On the other hand, you don't want to shuffle your sequences if it's stateful:
The network's memory persists across sequences. Sequence A will have an impact on sequence B so A should be fed to the network before sequence B. In this way the network evaluates sequence B with memory of what was in sequence A. A shuffle will destroy that ordering.
Stacked LSTM
Usually one layer of LSTM unit is able to work Ok, but sometimes you may want to add multiple layers of LSTM units.
In that case, the input xt of a layer (layer>1) is the ht from the previous layer. If dropout is introduced, the xt is the ht times delta which is 0 at the probability of dropout_rate.
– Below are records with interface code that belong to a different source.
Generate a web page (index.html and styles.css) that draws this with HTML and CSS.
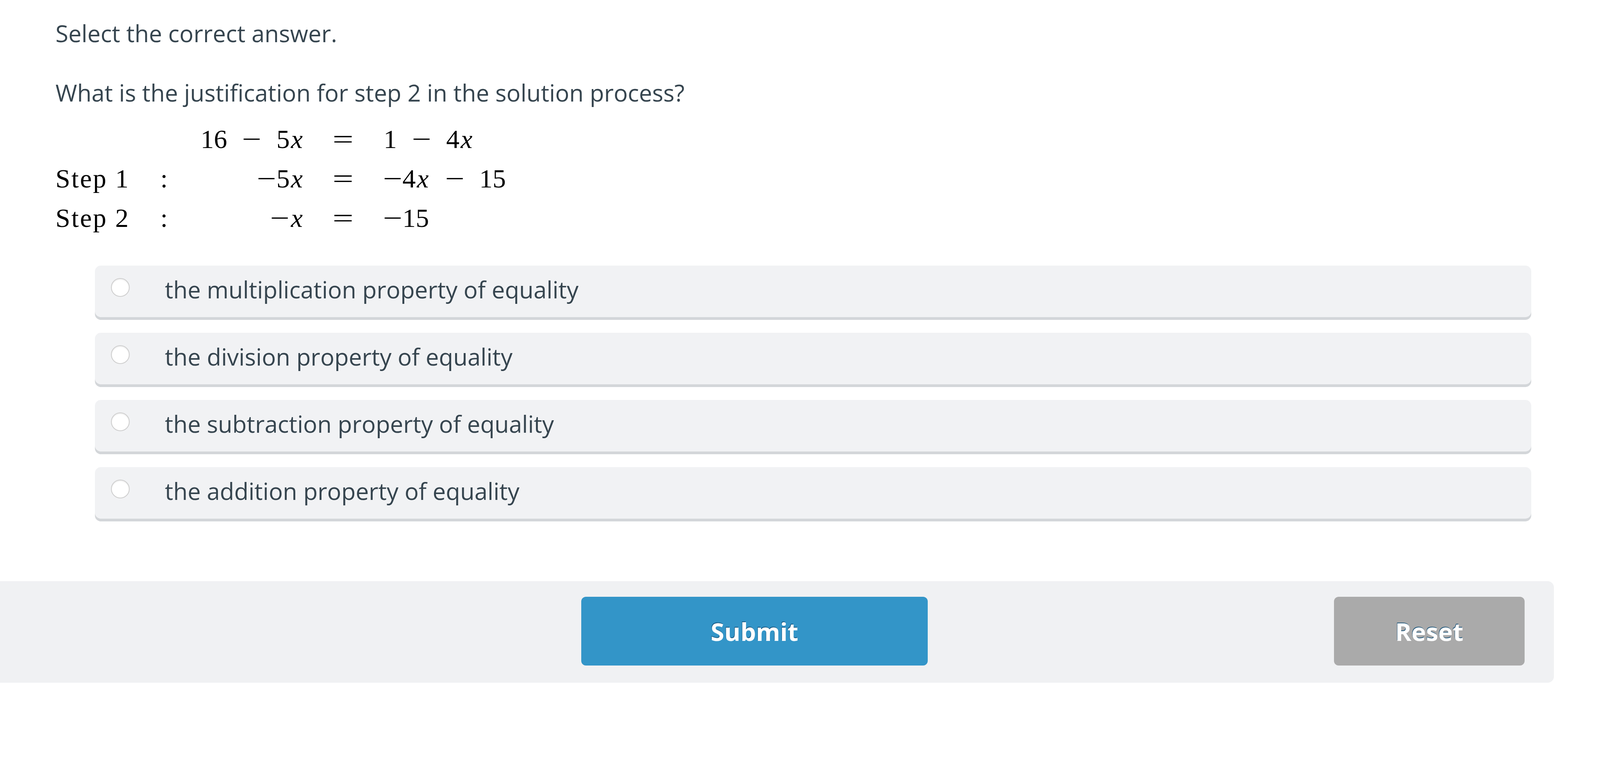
FILE: index.html
```html
<!DOCTYPE html>
<html lang="en">
<head>
<meta charset="utf-8">
<title>Select the correct answer</title>
<link rel="stylesheet" href="styles.css">
</head>
<body>
<main class="question">
  <p class="instr">Select the correct answer.</p>
  <p class="prompt">What is the justification for step 2 in the solution process?</p>
  <div class="math">
    <span class="lbl"></span><span class="col"></span>
    <span class="lhs">16<span class="bin">−</span>5<i class="v">x</i></span>
    <span class="eq"><span class="eqs">=</span></span>
    <span class="rhs">1<span class="bin">−</span>4<i class="v">x</i></span>

    <span class="lbl">Step 1</span><span class="col">:</span>
    <span class="lhs"><span class="neg">−</span>5<i class="v">x</i></span>
    <span class="eq"><span class="eqs">=</span></span>
    <span class="rhs"><span class="neg">−</span>4<i class="v">x</i><span class="bin">−</span>15</span>

    <span class="lbl">Step 2</span><span class="col">:</span>
    <span class="lhs"><span class="neg">−</span><i class="v">x</i></span>
    <span class="eq"><span class="eqs">=</span></span>
    <span class="rhs"><span class="neg">−</span>15</span>
  </div>
  <ul class="options">
    <li class="option"><input class="radio" type="radio" name="ans"><span class="label">the multiplication property of equality</span></li>
    <li class="option"><input class="radio" type="radio" name="ans"><span class="label">the division property of equality</span></li>
    <li class="option"><input class="radio" type="radio" name="ans"><span class="label">the subtraction property of equality</span></li>
    <li class="option"><input class="radio" type="radio" name="ans"><span class="label">the addition property of equality</span></li>
  </ul>
</main>
<div class="footer">
  <button class="btn submit" type="button">Submit</button>
  <button class="btn reset" type="button">Reset</button>
</div>
</body>
</html>
```
FILE: styles.css
```css
html, body {
  margin: 0;
  padding: 0;
  background: #ffffff;
}
body {
  font-family: "Open Sans", "Liberation Sans", sans-serif;
  color: #36454f;
  overflow: hidden;
}
.question {
  padding: 43px 0 0 142px;
}
.instr,
.prompt {
  margin: 0;
  font-size: 60px;
  line-height: 84px;
}
.prompt {
  margin-top: 68px;
}
.math {
  margin-top: 27px;
  display: grid;
  grid-template-columns: 250px 56px 330px 200px 400px;
  grid-auto-rows: 101px;
  line-height: 101px;
  font-family: "Liberation Serif", "Times New Roman", serif;
  font-size: 68px;
  color: #000;
  white-space: nowrap;
}
.lbl {
  letter-spacing: 3px;
}
.col {
  text-align: center;
}
.lhs {
  text-align: right;
}
.eq {
  text-align: center;
}
.eqs {
  display: inline-block;
  transform: scaleX(1.4);
}
.rhs {
  text-align: left;
  padding-left: 4px;
}
.bin {
  display: inline-block;
  margin: 0 44px;
  transform: scaleX(1.3);
}
.neg {
  display: inline-block;
  margin: 0 6px 0 4px;
  transform: scaleX(1.3);
}
.v {
  font-style: italic;
  padding: 0 3px;
}
.options {
  list-style: none;
  margin: 71px 0 0 101px;
  padding: 0;
  width: 3677px;
  display: flex;
  flex-direction: column;
  gap: 40px;
}
.option {
  display: flex;
  align-items: flex-start;
  height: 132px;
  box-sizing: border-box;
  padding: 19px 41px 0;
  background: #f1f2f4;
  border-radius: 15px;
  box-shadow: 0 7px 0 #d3d6d9;
  font-size: 60px;
  line-height: 84px;
}
.radio {
  appearance: none;
  -webkit-appearance: none;
  flex: none;
  width: 48px;
  height: 48px;
  margin: 13px 0 0 0;
  box-sizing: border-box;
  border-radius: 50%;
  border: 2px solid #cdcdcd;
  background: #ffffff;
  box-shadow: inset 0 2px 3px rgba(0, 0, 0, 0.07);
}
.label {
  margin-left: 90px;
}
.footer {
  display: flex;
  align-items: flex-start;
  width: 3978px;
  height: 260px;
  margin-top: 160px;
  padding: 40px 75px 0 0;
  box-sizing: border-box;
  background: #f0f1f3;
  border-radius: 0 16px 16px 0;
}
.btn {
  height: 176px;
  border: none;
  border-radius: 12px;
  color: #ffffff;
  font-family: "Open Sans", "Liberation Sans", sans-serif;
  font-weight: 700;
  font-size: 63px;
  padding: 0;
  text-shadow: -1px -2px 0 rgba(20, 80, 120, 0.85);
}
.submit {
  margin-left: 1488px;
  width: 887px;
  background: #3395c8;
}
.reset {
  margin-left: auto;
  width: 488px;
  background: #aaaaaa;
}
```
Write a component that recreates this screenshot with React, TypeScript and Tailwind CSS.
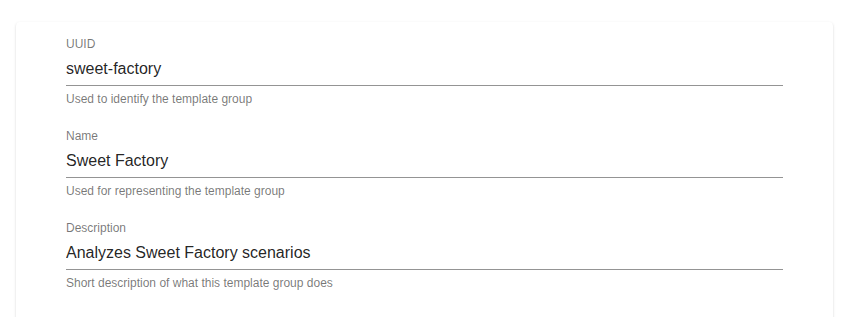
const fields = [
  {
    label: "UUID",
    value: "sweet-factory",
    helper: "Used to identify the template group",
  },
  {
    label: "Name",
    value: "Sweet Factory",
    helper: "Used for representing the template group",
  },
  {
    label: "Description",
    value: "Analyzes Sweet Factory scenarios",
    helper: "Short description of what this template group does",
  },
];

function Field({ label, value, helper }: { label: string; value: string; helper: string }) {
  return (
    <div className="mb-[22px] w-[717px]">
      <label className="block text-[12px] leading-[15px] text-black/[0.54]">
        {label}
      </label>

      <div className="mt-[1px] border-b border-black/[0.42]">
        <input
          readOnly
          value={value}
          className="block h-[32px] w-full bg-transparent pt-[6px] pb-[7px] text-[16px] leading-[19px] text-black/[0.87] outline-none"
        />
      </div>

      <p className="mt-[6px] text-[12px] leading-[15px] text-black/[0.54]">
        {helper}
      </p>
    </div>
  );
}

export default function App() {
  return (
    <div
      className="min-h-screen bg-white pt-[22px]"
      style={{ fontFamily: "'Liberation Sans', Arial, sans-serif" }}
    >
      <div className="ml-[16px] w-[817px] rounded-[4px] bg-white pl-[50px] pt-[15px] pb-[40px] shadow-[0px_2px_1px_-1px_rgba(0,0,0,0.2),0px_1px_1px_0px_rgba(0,0,0,0.14),0px_1px_3px_0px_rgba(0,0,0,0.12)]">
        {fields.map((f) => (
          <Field key={f.label} {...f} />
        ))}
      </div>
    </div>
  );
}
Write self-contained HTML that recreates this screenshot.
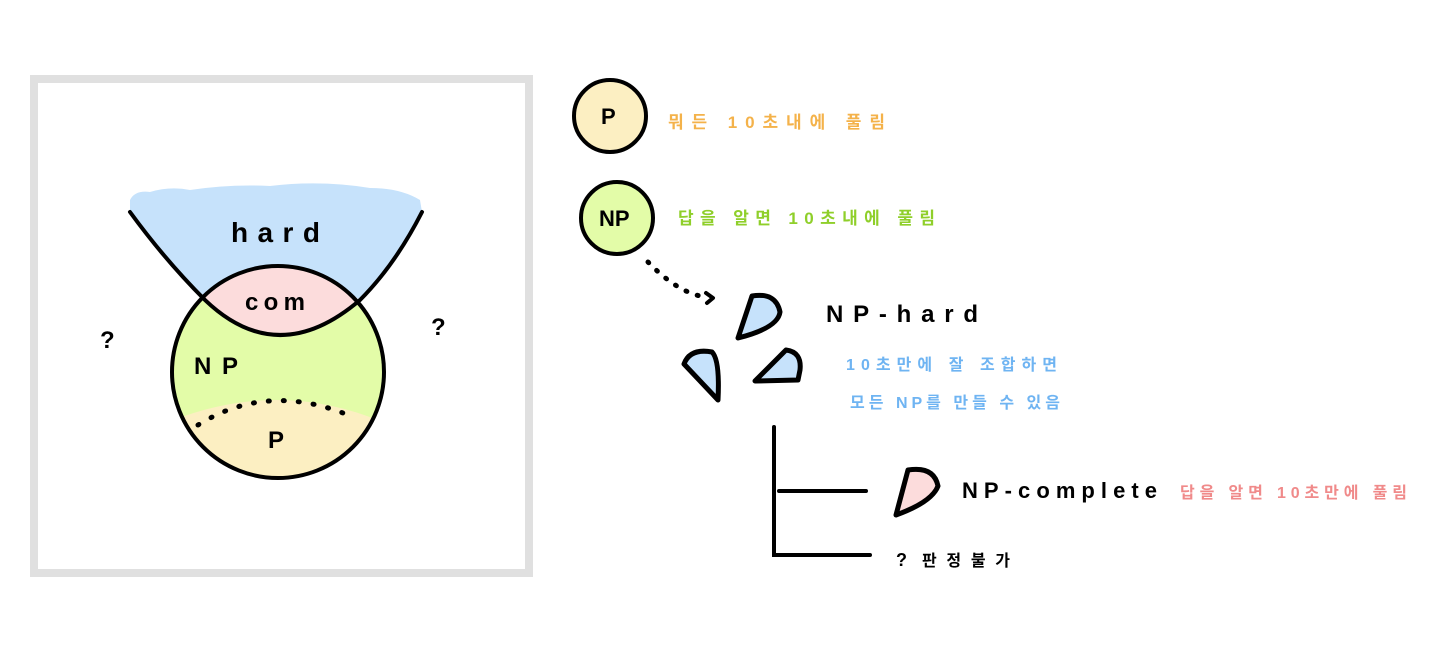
<!DOCTYPE html>
<html><head><meta charset="utf-8"><style>
html,body{margin:0;padding:0;background:#fff;width:1440px;height:657px;overflow:hidden}
svg{display:block}
text{font-family:"Liberation Sans","Noto Sans CJK KR",sans-serif;font-weight:bold}
</style></head><body>
<svg width="1440" height="657" viewBox="0 0 1440 657">
<rect x="34" y="79" width="495" height="494" fill="none" stroke="#e0e0e0" stroke-width="8"/>
<defs><clipPath id="c"><circle cx="278" cy="372" r="106"/></clipPath></defs>
<path d="M130 200 Q135 190 150 192 Q170 186 190 190 Q230 184 270 186 Q320 180 370 188 Q400 188 420 200 L422 212 Q390 270 360 300 Q320 270 278 266 Q236 266 205 300 Q160 250 130 212 Z" fill="#c6e2fb"/>
<circle cx="278" cy="372" r="106" fill="#e3fca8"/>
<g clip-path="url(#c)">
<path d="M150 430 Q278 370 400 430 L400 500 L150 500 Z" fill="#fcefc2"/>
<path d="M150 250 L205 300 Q278 370 360 300 L420 250 Z" fill="#fcdcdc"/>
</g>
<circle cx="278" cy="372" r="106" fill="none" stroke="#000" stroke-width="4"/>
<path d="M130 212 Q165 260 205 300 Q278 370 360 300 Q395 265 422 212" fill="none" stroke="#000" stroke-width="4" stroke-linecap="round"/>
<path d="M198 425 Q270 380 355 418" fill="none" stroke="#000" stroke-width="5" stroke-dasharray="1 14" stroke-linecap="round"/>
<text x="231" y="242" font-size="28" textLength="89" lengthAdjust="spacing">hard</text>
<text x="245" y="310" font-size="24" textLength="60" lengthAdjust="spacing">com</text>
<text x="194" y="374" font-size="24" textLength="44" lengthAdjust="spacing">NP</text>
<text x="268" y="448" font-size="24">P</text>
<text x="100" y="348" font-size="24">?</text>
<text x="431" y="335" font-size="24">?</text>
<circle cx="610" cy="116" r="36" fill="#fcefc2" stroke="#000" stroke-width="4"/>
<text x="601" y="124" font-size="22">P</text>
<text x="668" y="128" font-size="17" fill="#f4b24a" textLength="217" lengthAdjust="spacing">뭐든 10초내에 풀림</text>
<circle cx="617" cy="218" r="36" fill="#e3fca8" stroke="#000" stroke-width="4"/>
<text x="599" y="226" font-size="22">NP</text>
<text x="678" y="224" font-size="17" fill="#8fcf2a" textLength="257" lengthAdjust="spacing">답을 알면 10초내에 풀림</text>
<path d="M648 262 Q675 290 700 296" fill="none" stroke="#000" stroke-width="5" stroke-dasharray="1 11" stroke-linecap="round"/>
<path d="M706 293 L713 298 L707 303" fill="none" stroke="#000" stroke-width="4" stroke-linecap="round" stroke-linejoin="round"/>
<g stroke="#000" stroke-width="5" fill="#c6e2fb" stroke-linejoin="round">
<path d="M738 338 L752 296 Q776 292 780 312 Q778 328 738 338 Z"/>
<path d="M684 364 Q690 348 712 352 Q720 360 718 400 Z"/>
<path d="M755 381 L786 350 Q802 352 800 370 L798 380 Z"/>
</g>
<text x="826" y="322" font-size="24" textLength="152" lengthAdjust="spacing">NP-hard</text>
<text x="846" y="370" font-size="16" fill="#6fb4f2" textLength="211" lengthAdjust="spacing">10초만에 잘 조합하면</text>
<text x="850" y="408" font-size="16" fill="#6fb4f2" textLength="210" lengthAdjust="spacing">모든 NP를 만들 수 있음</text>
<path d="M774 427 L774 555 L870 555 M779 491 L866 491" fill="none" stroke="#000" stroke-width="4" stroke-linecap="round"/>
<path d="M896 515 L908 470 Q934 466 938 486 Q932 502 896 515 Z" fill="#fcdcdc" stroke="#000" stroke-width="5" stroke-linejoin="round"/>
<text x="962" y="498" font-size="22" textLength="195" lengthAdjust="spacing">NP-complete</text>
<text x="1180" y="498" font-size="16" fill="#f08a8a" textLength="227" lengthAdjust="spacing">답을 알면 10초만에 풀림</text>
<text x="896" y="566" font-size="18">?</text>
<text x="922" y="566" font-size="16" textLength="88" lengthAdjust="spacing">판정불가</text>
</svg>
</body></html>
The last ht will be transformed to yt.
In this way, it can construct deep LSTM with many layers stacked. The benefit is the same as deep CNN that could capture features at different granular and model more complex relationships.
Every extra layer needs to keep its own sets of cell states and hidden states, so the memory usage increases as layers increase.
Bidirectional LSTM
When it comes to NLP, the prediction of yt also depends on the input xt+1, etc. because the context is important in those scenarios.
e.g. Tom had a __?__, the ? could be meal / lecture / etc.
Given a context, Tom had a ? in XYZ cafe, the ? is probably meal.
The bidirectional LSTM is basically two LSTMs, one runs in the original sequence and the second one runs in the reversed sequence.
The forward learning provides cell and hidden states of previous inputs. The backward learning provides cell and hidden states of inputs after.
Then the hidden states from both forward and backward learning transform to the prediction y. As both information from previous and later states is used, the prediction is better for scenarios like NLP.
Obviously, stacking bidirecitonal lstm will give multi-layer bidirectional lstm.